You obviously will just have one file association with PRG, to VFP9, for example, but that doesn't matter much, from within the IDE you of course get at all project files. SPR might even stay a FP2.6 association. Ah, and while we're at dependencies, all clients will need vfp9 runtimes of course, but when you swap an exe that's just a bunch of more files. One file needs registering, which could be a hurdle, but it's only the exe associated with CHM help support. You don't need to start with that as a new feature and can indeed just copy over a few other DLLs with a new EXE for the upgrade.

As Mike also said there could be some incompatibilities. Well, the compiler will point out the lines and this may point out several occurrences of always the same problematic name, for example. VFP9 has a project spanning search and replace tool, so there's help you will find very productive.

And then it's your only chance to get forward with more modern code, even though development in something completely different of course also is an option.

Bye, Olaf.




Olaf Doschke Software Engineering
 
I haven't read the whole discussion. I just want to address Olaf's original issues regarding REPLACE because it's important stuff that everyone needs to understand and it's easy to write code that doesn't do what you expect it to.

REPLACE always operates in the current workarea UNLESS you include IN. If there's an IN, it operates in that workarea. You can always alias a field and change it, but unless it's in the workarea of the REPLACE (current workarea or the one specified by IN), you're operating on the current record in that table.

If those were all the rules, it would be easy. But here's the kicker. If you are at EOF() in the workarea of the REPLACE, nothing happens in any other workarea.

I've written about this a lot. Here's one example:
Bottom line: Always use IN with REPLACE and never replace fields other than in the workarea of the REPLACE.

Tamar
 
On the subject of converting forms, I'm working on a large project with hundreds of forms to be converted. We've written a custom form conversion tool that starts by running the old form through functional conversion and then involves a whole lot more so we end up with a real VFP form that's about 70-80% converted. We do the rest by hand, but the grunt work of placing all the controls and setting ControlSources and so forth is done for us.

This is working only because the original developers were incredibly consistent, so we can automate a ton of work.

Tamar
 
Thanks Tamar,

the point about EOF is understood and I also pointed it out. What I didn't know was that you actually can even address any workarea (and it's current row), even though no SET RELEATION connects to it. I thought I know you need to extend REPLACES scope by relating records and it would ignore anything not "joined" that way, as I also think of relations as Foxpros SQL replacement and SQL should of course also only act on the tables involved in a query.
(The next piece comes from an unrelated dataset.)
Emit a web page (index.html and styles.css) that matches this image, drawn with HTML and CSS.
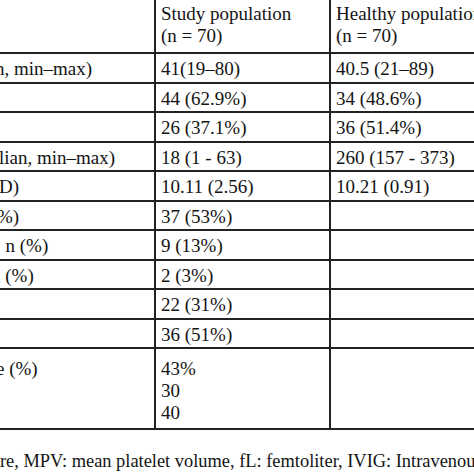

It's not hard to understand how that works anyway, as all workareas, of course, have a current record, so it would be an intentional restriction to limit the scope the way I thought it is limited.

The corner case that EOF of the current workarea (or the one specified with IN) must not be at EOF cannot be stressed out often enough, so no problem, that you repeated it. It was the other reason I thought it would only work in the extended scope of other workareas as far as RELATIONS go, because in the end when no rows are found by relation it's a bit like SQL finding no outer join, and thus also not updating a row, perhaps. So again my thought was that was a way to have about the same scoping and limiting as you would have with SQL. So the way it is you will usually concentrate on the current workarea or one you specify, but you can actually also say "oh, and by the way, also replace that field there" in something not really involved. You may also just interpret it as being able to specify multiple IN workareas. Just that either the current or the specific IN workarea have their special influence by EOF, so you may pick them to be the indicator of finding something via a relation or not and only replacing under the FOUND() condition, which - as I said in this lengthy discussion - actually just means !EOF().

I'm clearly thinking too complicated. Just to finish the thought, when you'd use this EOF feature, which likely feels like a bug to many, you actually have more control in the cases we didn't discuss yet, when you also use the NEXT N or ALL scopes. I can't show an example spontaneously, but I think you can manage two workareas with a relation and especially in the case IN points to the non-current workarea and you make the EOF of that important, can do something like a correlated update depending on a match condition without SQL but using the ALL clause and the relation itself is your WHERE or INNER JOIN filter.

I guess most uses are for replacing one field of the current record anyway. It's easier to understand code that actually moves to the rows it wants to manipulate then using trickery with relations and the all scope.

Bye, Olaf.

Olaf Doschke Software Engineering
 
FWIW, I make a point of not aliasing fields in a REPLACE to make it extra clear that it's the IN clause that's determining what table we're talking to.

Tamar
 
As I said.

myself said:
With the IN clause available I would rewrite that as REPLACE State WITH LM_STATE.State IN LM_STDNT
(not REPLACE LM_STDNT.State WITH LM_STATE.State). As far as the error jlg13 got from a replace, Foxpro 2.6 does not support the IN clause,. But in his case the solution is to first select the LM_STDNT and then replace in there, as in the solution code:

Code:
Select LM_STDNT
Replace State With LM_STATE.State

I'm still a bit surprised, that REPLACE didn't always have the IN clause, but it explains once more, why working in the current workarea is so in the blood of classic Foxpro developers.

Bye, Olaf.

Olaf Doschke Software Engineering
 
Olaf, you say you were surprised that REPLACE didn't always have an IN clause. That is because REPLACE was one of the original Foxbase / dBASE commands, whereas IN didn't appear in the language until later (possibly in 2.x, but I'm not sure about that).

Mike

__________________________________
Mike Lewis (Edinburgh, Scotland)

Visual FoxPro articles, tips and downloads
 
IIRC, none of the language except USE had the IN clause until they added it widely, which I think was in VFP 3. I was surprised recently to discover that it wasn't in FP2.6. (Working on an FPW->VFP conversion, where a lot of code will have to run in both versions for some time, so really being reminded what came in when.)